The news-opinion formula worked for Fox News through the Trump presidency, but in the aftermath of Trump’s election fraud claims and the Capitol riot, it is starting to show signs of strain, Grueskin said.

If Fox managers and anchors doubted Trump’s election fraud claims and went along with them to maintain ratings dominance, particularly over other emerging rightwing outlets, their anxieties were confirmed when Fox News viewers fled after it declared Arizona for Joe Biden.

“The Murdochs think about this almost exclusively in terms of ratings, audience and money,” said Grueskin. “If they were concerned about Tucker Carlson’s truthfulness, they might have done something about this months or years ago.”

And they might be right. After Dominion filed internal Fox News communications last month viewership rose by 2.4%, compared with total viewership for the first full week of February.
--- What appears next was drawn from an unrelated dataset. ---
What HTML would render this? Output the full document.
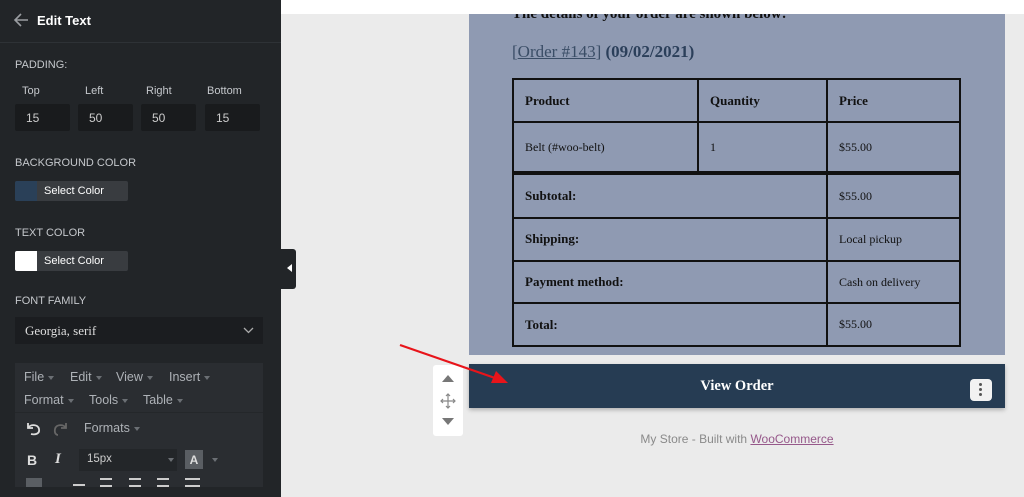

More so, Carlson likes controversy. He remains hugely powerful, and may be beyond the reach or will of the organization to rein in. He has survived controversies over racist comments and his embracing of tenets of white nationalism.

Fox News primetime anchors, particularly Carlson and Hannity, exert so much power in that organization that even the Murdochs have to dance around it, Grueskin said.

“It goes beyond Tucker Carlson,” he says. “Rupert Murdoch may be the smartest media person in the world, but you can’t fix this problem they’ve created for themselves.”